Troubleshooting poor disk IO performance

Note that while this question is a little Redis-specific, the main problem is generic: a process takes so much HDD IO write bandwidth that other processes can't write anything.

We've got an Ubuntu VM inside Ubuntu-based Xen XCP host (installed on two HDDs in software RAID1). That VM is running Redis server under about 2K commands/s load.

Problem: when said Redis server does BGREWRITEAOF, it blocks its clients for about 10 seconds.

Details:

Only AOF persistence is used, no RDB. Redis is configured to fsync AOF file once per second.

On BGREWRITEAOF Redis forks and does all disk-intensive work in the child process. Meanwhile, main process keeps appending data to its AOF file.

BGREWRITEAOF takes about 10 seconds (1.5GBs of data, 150 MB/s disk write speed). The child process doing rewrite consumes all HDD IO write throughput.
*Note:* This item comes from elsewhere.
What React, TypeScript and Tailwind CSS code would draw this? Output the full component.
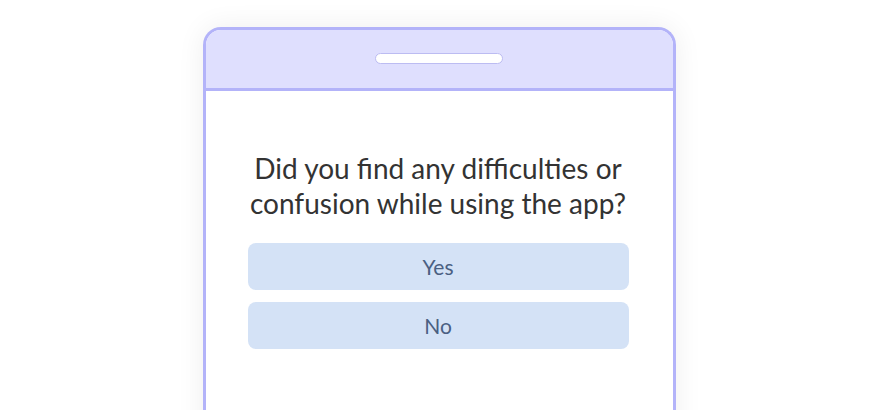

Parent process attempts to fsync, it takes more than two seconds, data protection kicks in, and blocking write gets called, blocking the parent process until BGREWRITEAOF is finished with the disk.

Here is a detailed info and discussion that lead me to above interpretation of events.

Question: It looks fishy to me that a process is allowed to take so much disk IO that everything else is blocked. Is there something that I can do on system level to fix that? I'm OK if BGREWRITEAOF will take a little more time, as long as parent process is allowed to save its data while rewrite is active.

Please note that I'm aware of workarounds, like moving AOF persistence to slave, using no-appendfsync-on-rewrite Redis config option etc.; this question is specifically about resolving the problem, not working around it.


Solution 1:

AFAICS you can try to change IO scheduler. Try to use this command:

echo cfq > /sys/block/$DEVICE/queue/scheduler

Where $DEVICE is your RAID1 disk. This command install 'Completely Fair Queuing' scheduler for your device.